The Sunset of Multi-cloud and Rise of Hybrid Cloud


AllCloud Blog:
Cloud Insights and Innovation

This year at re:Invent, AWS released around 100 new features and services and roughly another 1,500 releases throughout 2018. The magnitude of the AWS cloud platform and the broad range of its services coupled with its Partner Ecosystem provide a complementary end-to-end technology platform for any size or type of organization. The fact that their services can accommodate either young startups, 100+ year enterprises or fortune 100 companies at the same cost per resource is democratizing the access to cloud technology. This means anyone has access to the world’s best technology at the same cost. As an example, if you’re a customer that needs the best artificial intelligence (AI), machine learning (ML), high-performance computing (HPC) or a super scalable global database, you’ll have access to the same technology platform and pay absolutely the same hourly price as a leader or a beginner, that’s why the cloud is enabling, more than ever, equal innovation opportunity to anyone, anywhere.

With the amount, the depth and the global reach of its services, AWS has now covered it all by taking the last step and expanding to customer’s premises, this step eliminates the necessity and theory of a multi-cloud strategy; it has brought customers to a point where they will choose their main cloud provider based on the range and quality of the services along with the ecosystem around it, and will completely immerse to gain the best and consistent experience from that selected technology platform for the next 15 or even more years.

Over the next few years, we are going to see the cloud, AWS, and others becoming more of a business platform, organizations will not only set up their technology platform in the cloud but also build their business processes for interacting with customers, partners, and suppliers. This cloud native integration will speed up, scale and secure their way of doing business. That being said, every business should have a cloud-first strategy based on one primary cloud platform or on a hybrid cloud with the capability to easily develop across unified and consistent platforms to ensure it will keep up with the world’s economy, not lagging behind.
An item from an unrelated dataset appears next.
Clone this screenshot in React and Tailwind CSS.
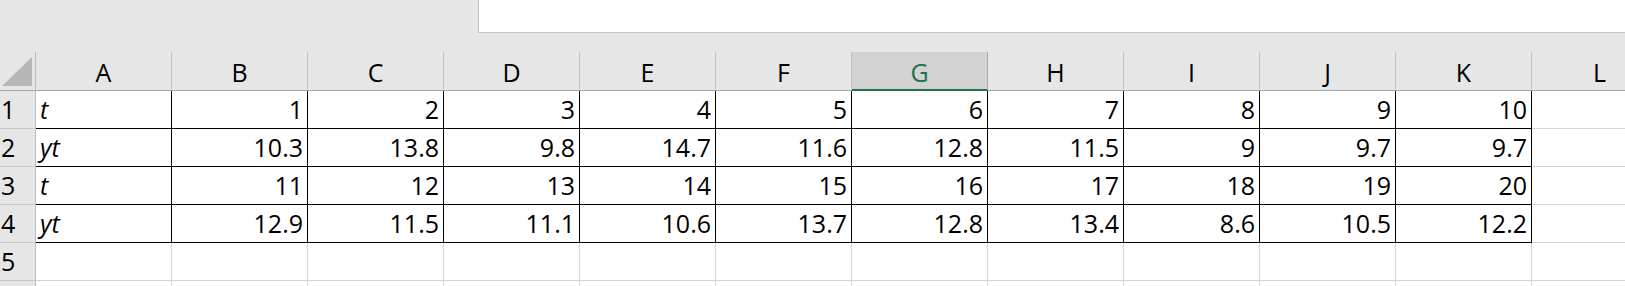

re:Invent this year was a transitioning point for business transformation, here are my 5 takeaways from the event:

  • AWS is by far the leading cloud platform and is widening the gap between itself and the others.With its broad range of services for any type and size company, it’s end-to-end technology platform, and the colossal partner ecosystem it has created, AWS remains and is becoming more and more of the natural choice.
  • Machine learning is spreading everywhere and in due time will become a native tool for every developer. AWS has a mission to educate a million developers on machine learning and artificial intelligence over the next coming years and we are seeing a lot more services from them that enable and/or utilize machine learning.
  • Serverless is not just a trend, AWS lets customers focus on the application development and not on provisioning infrastructure. AWS released new enhancements to its Serverless toolset, starting from Lambda code options, to Lambda integrations, DynamoDB scaling, and S3 automation, and in a few years developers will not even be aware of underlying OS.
  • Hybrid cloud has stepped up a notch new with the advancement of VMware on AWS (VMC) alongside with the announcement of Outposts, the hybrid cloud is now seamlessly integrated allowing on-premises customers to truly leverage consistent usage of a unified platform.
  • Security still remains the phase zero on the cloud journey, AWS launched new security management and monitoring, new capabilities like VPC sharing to create even more advanced segregation of duties and reduce the risk of mistakes or failures as well as allowing endless networking options with Transit Gateway which supports enterprise networking needs by allowing customers to scale connectivity across VPCs,  multiple AWS accounts, and their on-premises network.

My final words, as the founder of AllCloud, an early cloud adopter and AWS Premier Consulting Partner and Google Cloud Platform Partner. Over the past 5 years, I have trained hundreds of AWS and GCP professionals, but still, with the pace of innovation and new releases, it feels like day one and there’s still so much more to learn. That being said, I feel that in order to serve our customers with the highest level of expertise, we had to make a decision to focus on AWS and let go of the multi-cloud dream, as it seems too complex with not enough value for the customer and this will likely not change.